Part of the answer is being honest with ourselves. For instance, to conceive of Stellenbosch University as an African university means we have to acknowledge our Western roots as well. And it also means we have to acknowledge our role in the history of racial exclusion in our country.
I am glad to say we have been doing that, ever since Stellenbosch University formally said it “acknow-ledges its contribution to the injustices of the past, and therefore commits itself to appropriate redress and development initiatives” in a strategic framework adopted in 2000.
Since then, our desire to transcend the divisions of the past has crystalised in our institutional intent to become more “inclusive, innovative and future-focused”.
More inclusive by broadening access to this public university serving the public good; more innovative by pursuing excellence as a national asset, contributing to human development with quality education and cutting-edge research; more future-focused by having an effect on society, here in our local community, in the rest of our country and further afield.

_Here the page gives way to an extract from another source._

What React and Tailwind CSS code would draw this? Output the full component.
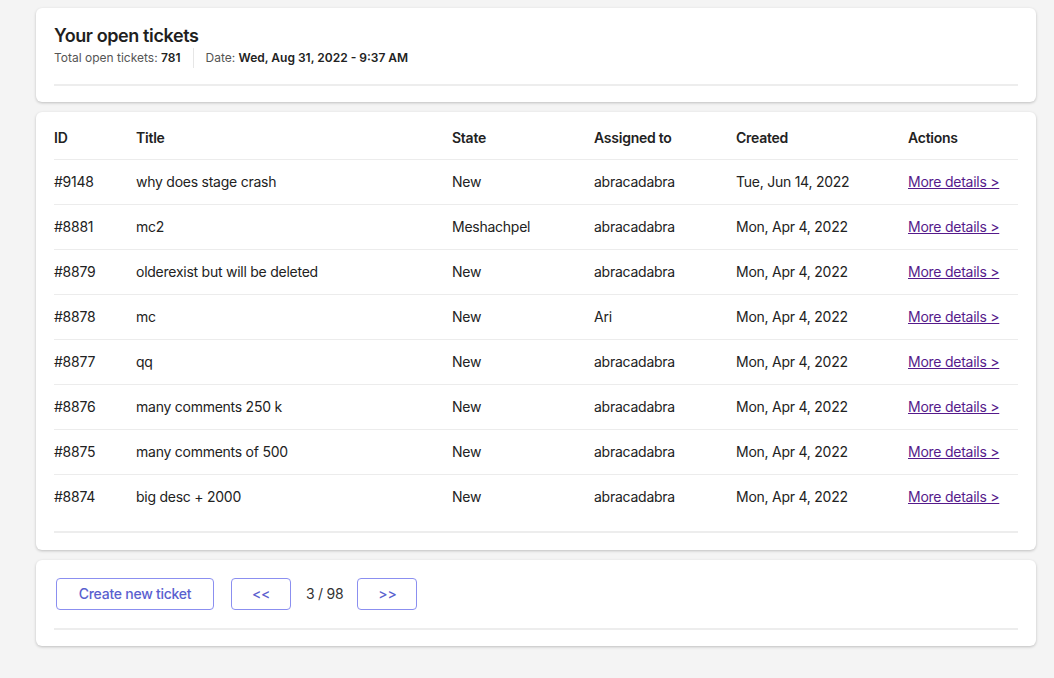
import React from "react";

const tickets = [
  { id: "#9148", title: "why does stage crash", state: "New", assigned: "abracadabra", created: "Tue, Jun 14, 2022" },
  { id: "#8881", title: "mc2", state: "Meshachpel", assigned: "abracadabra", created: "Mon, Apr 4, 2022" },
  { id: "#8879", title: "olderexist but will be deleted", state: "New", assigned: "abracadabra", created: "Mon, Apr 4, 2022" },
  { id: "#8878", title: "mc", state: "New", assigned: "Ari", created: "Mon, Apr 4, 2022" },
  { id: "#8877", title: "qq", state: "New", assigned: "abracadabra", created: "Mon, Apr 4, 2022" },
  { id: "#8876", title: "many comments 250 k", state: "New", assigned: "abracadabra", created: "Mon, Apr 4, 2022" },
  { id: "#8875", title: "many comments of 500", state: "New", assigned: "abracadabra", created: "Mon, Apr 4, 2022" },
  { id: "#8874", title: "big desc + 2000", state: "New", assigned: "abracadabra", created: "Mon, Apr 4, 2022" },
];

const cols = "grid grid-cols-[82px_316px_142px_142px_172px_110px]";

const Card = ({ className, children }) => (
  <div
    className={`bg-white rounded-md shadow-[0_1px_3px_rgba(0,0,0,0.22)] px-[18px] ${className}`}
  >
    {children}
  </div>
);

export default function App() {
  return (
    <div
      className="min-h-[678px] bg-[#f4f4f4] pt-2 pl-9 pr-[18px] text-[#222] tracking-[-0.25px]"
      style={{ fontFamily: "Inter, 'Noto Sans', sans-serif" }}
    >
      <div className="w-[1000px] flex flex-col gap-[10px]">
        {/* header */}
        <Card className="pt-4 pb-4">
          <h1 className="text-lg leading-6 font-semibold text-[#1f1f1f] tracking-[-0.4px]">
            Your open tickets
          </h1>
          <div className="flex items-center h-4 text-xs leading-4 mt-[2px] text-[#555] tracking-normal">
            <span>
              Total open tickets: <b className="font-semibold text-[#222]">781</b>
            </span>
            <span className="mx-3 h-5 w-px bg-[#e6e6e6]" />
            <span>
              Date: <b className="font-semibold text-[#222]">Wed, Aug 31, 2022 - 9:37 AM</b>
            </span>
          </div>
          <div className="mt-[18px] h-[2px] bg-[#ededed]" />
        </Card>

        {/* table */}
        <Card className="pt-1 pb-[17px]">
          <div className={`${cols} h-11 items-center text-sm font-semibold border-b border-[#ececec]`}>
            <div>ID</div>
            <div>Title</div>
            <div>State</div>
            <div>Assigned to</div>
            <div>Created</div>
            <div>Actions</div>
          </div>
          {tickets.map((t, idx) => (
            <div
              key={t.id}
              className={`${cols} items-center text-sm ${
                idx < tickets.length - 1 ? "border-b border-[#ececec] h-[45px]" : "h-11"
              }`}
            >
              <div>{t.id}</div>
              <div>{t.title}</div>
              <div>{t.state}</div>
              <div>{t.assigned}</div>
              <div>{t.created}</div>
              <div>
                <a href="#" className="text-[#551a8b] underline">
                  More details &gt;
                </a>
              </div>
            </div>
          ))}
          <div className="mt-3 h-[2px] bg-[#ededed]" />
        </Card>

        {/* pagination */}
        <Card className="pt-[18px] pb-4">
          <div className="flex items-center pl-[2px] text-sm">
            <button className="h-8 w-[158px] rounded border border-[#8b8ff0] text-[#5a5fcf] font-medium">
              Create new ticket
            </button>
            <button className="ml-[17px] h-8 w-[60px] rounded border border-[#8b8ff0] text-[#5a5fcf] font-medium">
              &lt;&lt;
            </button>
            <span className="ml-[15px] text-[#333]">3 / 98</span>
            <button className="ml-[14px] h-8 w-[60px] rounded border border-[#8b8ff0] text-[#5a5fcf] font-medium">
              &gt;&gt;
            </button>
          </div>
          <div className="mt-[18px] h-[2px] bg-[#ededed]" />
        </Card>
      </div>
    </div>
  );
}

To be rooted in Africa means to be firmly connected to our continent and bearing fruit for the benefit of its people. Unisa academic Sabelo Ndlovu-Gatsheni says “the African university must be distinguishable by its innovative fields of study and research agendas that are directly informed by the desire to solve pressing African problems and challenges”.
There is a perception that Stellenbosch is just a little piece of Europe in Africa, yet our university has an African Doctoral Academy as well as graduate schools in different faculties taking in students from all over Africa and producing record numbers of PhD graduates for the continent. This is how Stellenbosch University is helping to stem the African brain drain.
At the last count, Stellenbosch University had 764 projects with partners in 43 other African countries. This includes joint research and exchange programmes. About 14% of our students are international, with 56% of them coming from other African countries. This is how we are helping to develop the next generation of professionals in a variety of fields required to turn economic growth into social development.
I am not saying Stellenbosch University has arrived, that we are already the new African university we want to be. I am saying that part of “seeing ourselves clearly” means recognising we have made a good start. Much remains to be done. Decolonising the curriculum means including more African thinkers. We have embarked on curriculum renewal and we are getting input from both staff and students.
Another aspect requiring attention is our institutional culture. Mbembe says we need to create “conditions that will allow black staff and students to say of the university: ‘This is my home. I am not an outsider here. I do not have to beg or to apologise to be here. I belong here’.” I cannot agree more. Stellenbosch University certainly needs to be a welcoming home to all, and in getting there we have to ask some difficult questions and confront hard realities.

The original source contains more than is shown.